1 English character ≈ 0.3 tokens. 1 Chinese character ≈ 0.6 token.
While reading the deepseek pricing model i came to the realization that China has an inherent advantage in AI due to their own language, the same language that proved to hinder the development of production at some point now it has turned into the opposite (hehe dialectics), a more efficient alternative.
Think of the first printing machines you needed to arrange pieces containing a single character to form words, in latin alphabet languages this meant producing 26 upper case pieces + 26 lower case pieces, for chinese you needed thousands lol. For the same reason, typewriters in chinese were never mass produced and the ones that were produced are ridiculously complex (see the mingkai typewriter that was recently found after being lost for decades).
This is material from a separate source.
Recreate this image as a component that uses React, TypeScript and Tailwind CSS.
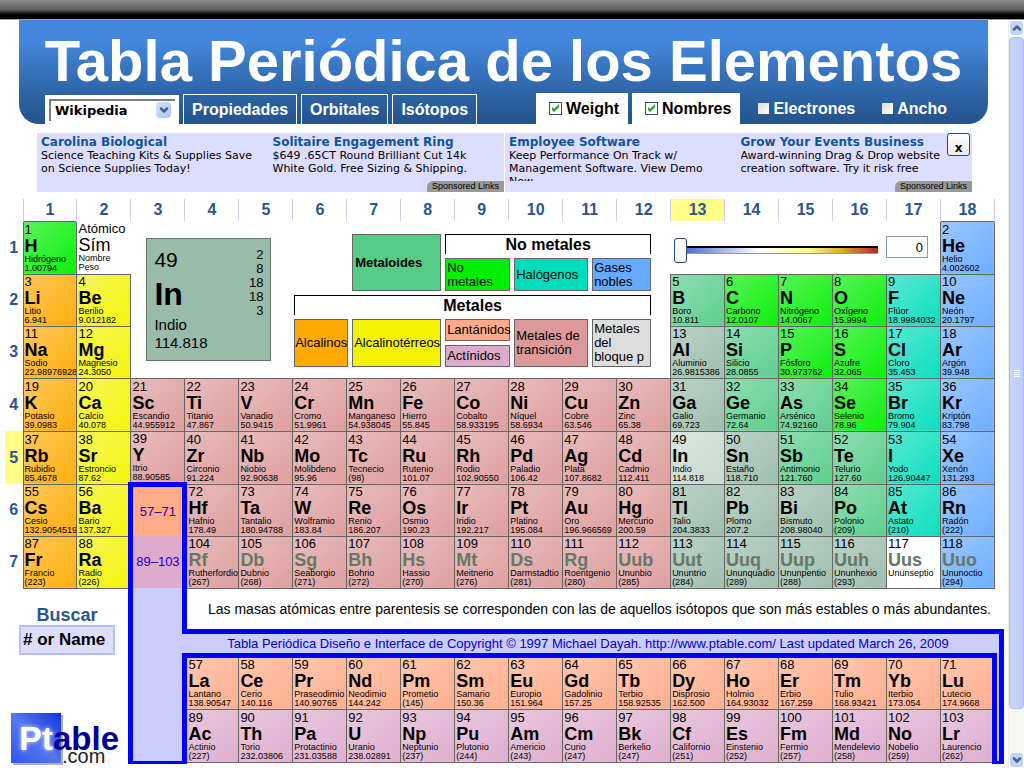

Coming back to tokens, according to google gemini the average length of an english word is 4.7-5.1 characters, while in chinese a single character is a word by itself, this means that an english word is on average ~1.5 tokens while a chinese word is 0.6 tokens, it’s more than twice as efficient, this could be huge when thinking in scale and could prove to be the difference between needing a 10 data centers instead of 5.
So if you want to reduce your deepseek billing, get ready to learn chinese buddy.
the average length of an english word is 4.7-5.1
If you exclude auxiliary syntactical words like “a”, “the”, “of” and various other short prepositions, the average length of semantically meaningful words is for sure even higher.
while in chinese a single character is a word by itself
A single character can be a word by itself, and a lot of the most commonly used ones are, but most words i think tend to be an average of two characters, with words expressing more complex or specialized concepts being three or four. Loan words from other languages also tend to be longer.
Of course the shorter words are used more frequently in text and speech than the longer ones. So you probably end up with maybe 1.6-1.7 characters per word in a normal text.
I remember reading somewhere that Chinese is less monosyllabic than English actually, which makes sense because there is a lower number of possible distinct syllables in (spoken) Chinese than English, so you need at least two to avoid confusion.
It’s a topic that deserves a more in-depth study for sure. Some words can be on the longer end like 爱沙尼亚(estonia) tho they still tend to be shorter. Comparing books sizes in English and chinese could give us a better aproximation.